Non dobbiamo farci trarre in inganno dalle sparate di Trump o di Musk. Quello che sta succedendo, al di là dei modi villani, è qualcosa di profondo e forse inevitabile. Con un’altra presidenza sarebbe andato avanti nello stesso modo. solo con qualche chiazza di velluto in più sui guanti, qualche svarione diplomatico in meno, meno sbragature e risse da wrestling.
Avremmo “lollato” di meno, ma non sarebbe cambiata la sostanza. Gli Stati Uniti d’America hanno scoperto quello che altri imperi come quello francese e britannico hanno scoperto tanti anni fa. L’impero costa. Costa ogni giorno di più, mantenere quelle migliaia di soldati all’estero, pagare loro i salari, le trasferte, gli equipaggiamenti, le basi, con i loro perimetri di sicurezza, i condizionatori e i burger king all’interno. La burocrazia imperiale costa. Si chiami USAID, si chiami in qualsiasi altro modo, comprarsi influenza sul mondo costa soldi, molti soldi, e tempo molto tempo. Ha tempo l’America? Non sembrerebbe. Le porte della capitale dovevano essere sempre aperte a nuove persone, nuovi volti, l’impero è inclusivo, deve esserlo. Gli imperatori romani nati da ogni provincia dell’impero, il georgiano Stalin che guida la Russia, etc etc. La Francia metropolitana che deve dare la cittadinanza alle colonie, accoglierle. Può farlo direttamente, con metodi “democratici”, oppure accettando giannizzeri, come faceva l’impero ottomano, oppure con ampi programmi di DEI, con il mantra della meritocrazia aperta ai “migliori del mondo” ma non cambia la sostanza, i quadri dell’impero devono sempre espandersi. La necessità economica di assorbire l’eccesso di offerta altrui per tenere nell’orbita commerciale, di indebitarsi, di declinare lentamente. La capitale deve sempre essere splendida, anche quando è piena di vagabondi. Un impero a un certo punto dice: le mie forze non mi permettono più di sostenere un corpo così ampio. Non è un processo che dura un giorno solo, come non è durato un giorno solo in Francia e Gran Bretagna, si è andati avanti e indietro, concessioni di indipendenza e ripensamenti, come a Suez o in Algeria, fino a non mollare del tutto la presa. La Francia ha ancora la Nuova Caledonia, dirimpetto l’Australia, e la Guyana francese, confinante con il Brasile, l’UK le Falkland, Gibilterra etc.

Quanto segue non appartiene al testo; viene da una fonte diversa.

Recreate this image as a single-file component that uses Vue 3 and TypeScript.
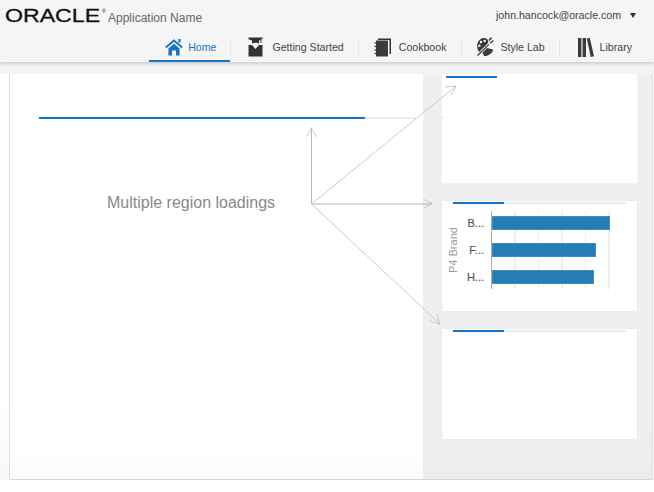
<script setup lang="ts">
interface NavItem { label: string; icon: string; active?: boolean }
const nav: NavItem[] = [
  { label: 'Home', icon: 'home', active: true },
  { label: 'Getting Started', icon: 'grad' },
  { label: 'Cookbook', icon: 'book' },
  { label: 'Style Lab', icon: 'palette' },
  { label: 'Library', icon: 'library' },
]
const bars = [
  { label: 'B...', width: 118 },
  { label: 'F...', width: 104 },
  { label: 'H...', width: 102 },
]
</script>

<template>
  <div class="page">
    <header class="header">
      <div class="top">
        <div class="brand">
          <span class="logo-box"><span class="logo">ORACLE</span><span class="reg">®</span></span>
          <span class="app-name">Application Name</span>
        </div>
        <div class="user">
          <span>john.hancock@oracle.com</span>
          <span class="caret"></span>
        </div>
      </div>
      <nav class="nav">
        <template v-for="(item, i) in nav" :key="item.label">
          <span v-if="i > 0" class="sep"></span>
          <a class="nav-item" :class="[item.icon, { active: item.active }]">
            <svg v-if="item.icon === 'home'" class="ico" width="18" height="18" viewBox="0 0 18 18">
              <path d="M0.8 9.4 L9 2.6 L17.2 9.4" fill="none" stroke="#1a73c8" stroke-width="2" />
              <path d="M3.4 10.4 L9 5.8 L14.6 10.4 V17.6 H11 V12.4 H7 V17.6 H3.4 Z" fill="#1a73c8" />
              <path d="M13.4 1 h2.2 v3.4 h-2.2 z" fill="#1a73c8" />
            </svg>
            <svg v-else-if="item.icon === 'grad'" class="ico" width="15" height="20" viewBox="0 0 15 20">
              <path d="M0.5 0.5 H14.5 V2 H13.5 V6 H12.5 V3 L11 3.6 V6.4 C9 5.4 6 5.4 4 6.4 V3.6 L0.5 2.200 Z" fill="#333" />
              <path d="M0.5 8 H4 L7.5 12 L11 8 H14.5 V19.5 H0.5 Z" fill="#333" />
            </svg>
            <svg v-else-if="item.icon === 'book'" class="ico" width="18" height="19" viewBox="0 0 18 19">
              <path d="M4 0.5 H17 V16 H15.5 V2 H4 Z" fill="#333" />
              <rect x="2" y="2.6" width="12" height="16" rx="0.5" fill="#3c3c3c" />
              <g fill="none" stroke="#333" stroke-width="1.2">
                <path d="M0.5 5 H4" /><path d="M0.5 8.5 H4" /><path d="M0.5 12 H4" /><path d="M0.5 15.5 H4" />
              </g>
            </svg>
            <svg v-else-if="item.icon === 'palette'" class="ico" width="18" height="20" viewBox="0 0 18 20">
              <path d="M7 1 C11 0.5 13 3 12 6 L10 8.5 L3 15 C0.5 12 -0.5 3 7 1 Z" fill="#3a3a3a" />
              <path d="M8 19 C12 19.5 17 16 17 12.5 L11 11 L6.5 15.5 Z" fill="#3a3a3a" />
              <circle cx="5" cy="5" r="1.2" fill="#f5f5f5" />
              <circle cx="8.6" cy="4" r="1.2" fill="#f5f5f5" />
              <circle cx="3.4" cy="8.8" r="1.2" fill="#f5f5f5" />
              <path d="M1.5 18.5 L13 7" stroke="#f5f5f5" stroke-width="2.4" />
              <path d="M1.5 18.5 L13 7.4" stroke="#3a3a3a" stroke-width="1.2" />
              <path d="M14 6 L17.5 3.5 M13 3.5 L15.500 0.5" stroke="#3a3a3a" stroke-width="1.5" />
            </svg>
            <svg v-else class="ico" width="16" height="19" viewBox="0 0 16 19">
              <rect x="0" y="0" width="3.4" height="19" fill="#3a3a3a" />
              <rect x="4.6" y="0" width="3.4" height="19" fill="#3a3a3a" />
              <path d="M8.8 0.6 L11.8 0 L16 18.2 L12.8 19 Z" fill="#3a3a3a" />
            </svg>
            <span>{{ item.label }}</span>
          </a>
        </template>
      </nav>
    </header>

    <div class="band"></div>

    <main class="content">
      <section class="main-panel">
        <div class="progress main-progress"><span class="fill"></span></div>
        <p class="caption">Multiple region loadings</p>
      </section>
      <aside class="side">
        <div class="card first">
          <div class="progress first-progress"><span class="fill"></span></div>
        </div>
        <div class="card">
          <div class="progress"><span class="fill"></span></div>
          <div class="chart">
            <span class="axis-title">P4 Brand</span>
            <div class="labels">
              <span v-for="b in bars" :key="b.label">{{ b.label }}</span>
            </div>
            <div class="plot">
              <span v-for="b in bars" :key="b.label" class="bar" :style="{ width: b.width + 'px' }"></span>
            </div>
          </div>
        </div>
        <div class="card">
          <div class="progress"><span class="fill"></span></div>
        </div>
      </aside>
    </main>

    <svg class="arrows" width="654" height="492" viewBox="0 0 654 492" fill="none" stroke="#b5b5b5">
      <path d="M311.5 204 V127.500" stroke-width="1" />
      <path d="M306.500 137 L311.500 128 L316.500 137" stroke-width="0.7" />
      <path d="M311.500 204 L456 86" stroke-width="0.7" />
      <path d="M445 87 L456 86 L451 95" stroke-width="0.7" />
      <path d="M311.500 204 H432" stroke-width="1" />
      <path d="M423 199 L432 203.500 L423 208.500" stroke-width="0.7" />
      <path d="M311.500 204 L440 324" stroke-width="0.7" />
      <path d="M429 321 L440 324 L437 314" stroke-width="0.7" />
      <path d="M441 118 H444" stroke="#ececec" stroke-width="2" />
    </svg>
  </div>
</template>

<style>
html, body { margin: 0; background: #fff; }
</style>

<style scoped>
.page {
  position: relative;
  width: 654px;
  height: 492px;
  overflow: hidden;
  background: linear-gradient(to bottom, #fff 0, #fff 400px, #f8f8f8 480px, #fff 480px);
  font-family: "Liberation Sans", Arial, sans-serif;
  display: flex;
  flex-direction: column;
}
.header {
  height: 62px;
  flex: none;
  background: #f5f5f5;
  box-shadow: 0 1px 4px rgba(0, 0, 0, 0.22);
  position: relative;
  z-index: 1;
}
.top {
  height: 32px;
  display: flex;
  justify-content: space-between;
  padding: 0 18px 0 6px;
}
.brand { display: flex; align-items: flex-start; }
.logo-box { width: 102px; height: 32px; position: relative; flex: none; }
.logo {
  display: block;
  margin: 5px 0 0 -1px;
  font-size: 18.500px;
  line-height: 22px;
  color: #111;
  transform: scaleX(1.25);
  transform-origin: left center;
  -webkit-text-stroke: 0.3px #111;
}
.reg {
  position: absolute;
  left: 96px;
  top: 8px;
  font-size: 5px;
  line-height: 6px;
  color: #222;
}
.app-name {
  margin-top: 11px;
  font-size: 12px;
  line-height: 14px;
  color: #666;
}
.user {
  display: flex;
  align-items: flex-start;
  gap: 9px;
  padding-top: 9px;
  font-size: 10.600px;
  line-height: 13px;
  color: #444;
}
.caret {
  margin-top: 4px;
  width: 0;
  height: 0;
  border-left: 3.5px solid transparent;
  border-right: 3.5px solid transparent;
  border-top: 5px solid #333;
}
.nav {
  height: 30px;
  display: flex;
  align-items: center;
  justify-content: flex-end;
  padding-right: 8px;
}
.nav-item {
  height: 30px;
  box-sizing: border-box;
  padding: 0 14px;
  display: flex;
  align-items: center;
  font-size: 10.600px;
  color: #444;
}
.ico { flex: none; display: block; }
.nav-item.home { padding-left: 16px; }
.nav-item.home .ico { margin-right: 5px; }
.nav-item.grad { padding-left: 17px; }
.nav-item.grad .ico { margin-right: 9px; }
.nav-item.book { padding: 0 15px; }
.nav-item.book .ico { margin-right: 7px; }
.nav-item.palette { padding-left: 14px; }
.nav-item.palette .ico { margin-right: 6px; }
.nav-item.library { padding-left: 18px; }
.nav-item.library .ico { margin-right: 6px; }
.nav-item.active {
  color: #1a73c8;
  box-shadow: inset 0 -2px 0 #1a73c8;
}
.sep { width: 1px; height: 18px; background: #e6e6e6; flex: none; }
.band {
  height: 12px;
  flex: none;
  background: repeating-linear-gradient(45deg, #f4f4f4 0 1px, #f1f1f1 1px 2px);
}
.content {
  height: 406px;
  flex: none;
  margin-left: 9px;
  width: 644px;
  box-sizing: border-box;
  display: flex;
  border-left: 1px solid #ddd;
  border-right: 1px solid #ddd;
  border-bottom: 1px solid #d6d6d6;
  border-radius: 0 0 2px 2px;
}
.main-panel {
  width: 413px;
  flex: none;
  box-sizing: border-box;
  padding: 43px 7px 0 29px;
  background: linear-gradient(to bottom, #fff 0, #fff 94%, #fbfbfb 100%);
}
.progress {
  height: 2px;
  background: #ececec;
  display: flex;
}
.fill { display: block; height: 2px; background: #1375d1; }
.main-progress .fill { width: 326px; }
.caption {
  margin: 75px 0 0 68px;
  font-size: 16px;
  line-height: 18px;
  color: #888;
}
.side {
  flex: 1;
  box-sizing: border-box;
  padding: 0 14px 0 18px;
  display: flex;
  flex-direction: column;
  gap: 16px;
  background: linear-gradient(to bottom, #efefef 0, #efefef 94%, #ebebeb 100%);
}
.card {
  height: 112px;
  flex: none;
  box-sizing: border-box;
  background: #fff;
  border: 1px solid #ebebeb;
  border-radius: 2px;
  padding: 1px 11px 0;
}
.card.first {
  height: 110px;
  border-top: 0;
  border-color: #f5f1ee;
  padding: 2px 4px 0;
}
.first-progress { background: transparent; }
.first-progress .fill { width: 50px; }
.card .fill { width: 51px; }
.chart {
  display: flex;
  align-items: flex-start;
  height: 90px;
  margin-top: 7px;
}
.axis-title {
  writing-mode: vertical-rl;
  transform: rotate(180deg);
  width: 14px;
  height: 78px;
  text-align: center;
  font-size: 11px;
  line-height: 14px;
  color: #999;
  flex: none;
  margin-left: -7px;
}
.labels {
  flex: none;
  width: 24px;
  box-sizing: border-box;
  padding-top: 5px;
  display: flex;
  flex-direction: column;
  gap: 13px;
  text-align: right;
  font-size: 11px;
  line-height: 14px;
  color: #555;
  -webkit-text-stroke: 0.2px #555;
}
.plot {
  margin-left: 7px;
  width: 119px;
  height: 78px;
  flex: none;
  box-sizing: border-box;
  padding-top: 5px;
  border-left: 1px solid #a8a8a8;
  display: flex;
  flex-direction: column;
  gap: 13px;
  background: repeating-linear-gradient(to right, transparent 0 22px, #eeeef2 22px 23.5px);
}
.bar {
  display: block;
  height: 14px;
  flex: none;
  background: #267db3;
  box-shadow: inset 0 0 0 0.5px #5a9cc6;
}
.arrows {
  position: absolute;
  left: 0;
  top: 0;
  z-index: 2;
  pointer-events: none;
}
</style>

I ripensamenti riguardano anche il successore dell’impero russo, che sogna di estendersi di nuovo ricco e potente come fu l’URSS. Putin ha definita la caduta dell’impero sovietico alla conferenza di Monaco “catastrofe geopolitica”, come fosse un terremoto o la caduta di un masso, dimenticando che gli imperi declinano e si sfaldano perché perdono forza, vigore. Per questo ha lanciato il suo paese in una sanguinosa prova di forza imperiale, prova che se sta ancora combattendo dopo tre anni ha clamorosamente perso. L’URSS è crollata per un motivo, e non è stata una fatalità. Succederà così anche con l’America, si mollano gli ormeggi, ci si ritira nei propri interessi vicini, che scendono nella piramide di Maslow dei bisogni, sempre meno globalizzata e sempre più gretta.
Dall’esportare la democrazia fino al concupire le risorse minerarie della Groenlandia e del Canada. Tutto fa brodo per una volpe che ha riscoperto i pollai della zona. L’America di oggi non si sente tanto forte da essere magnanima, non è tanto ricca da poter dare aiuti disinteressati. L’Ucraina ci restituisca i debiti, Zelensky invocava pallottole, invece ha ricevuto il pallottoliere. Si torna agli interessi primari, l’emisfero occidentale, e forse nemmeno tutto, forse solo quello nord occidentale, quello meridionale, chissene, tanto arrivano solo migranti, con buona pace della dottrina Monroe. Taiwan? Che se la prendano, d’altronde come possono sperare di difenderla? La Cina ha una marina più grande della nostra. I cantieri americani sono messi talmente male che si sono dovuti affidare agli italiani per ritornare a produrre qualcosa. C’è dell’Ironia, da Amerigo Vespucci che venne su una barca a nominare il continente, a Fincantieri, che torna sul continente a produrre barche. Il confronto strategico con la Cina? Non sembra più una sfida per il mondo, al massimo una sfida per non essere invasi, si gioca di rimessa, preparandosi per il male in peggio. L’impero costa signori, e gli imperatori sono troppo nudi per fare ancora loro credito. Fortuna almeo che l’imperatore come mamma l’ha fatto offre uno spettacolo così scatenato e divertente.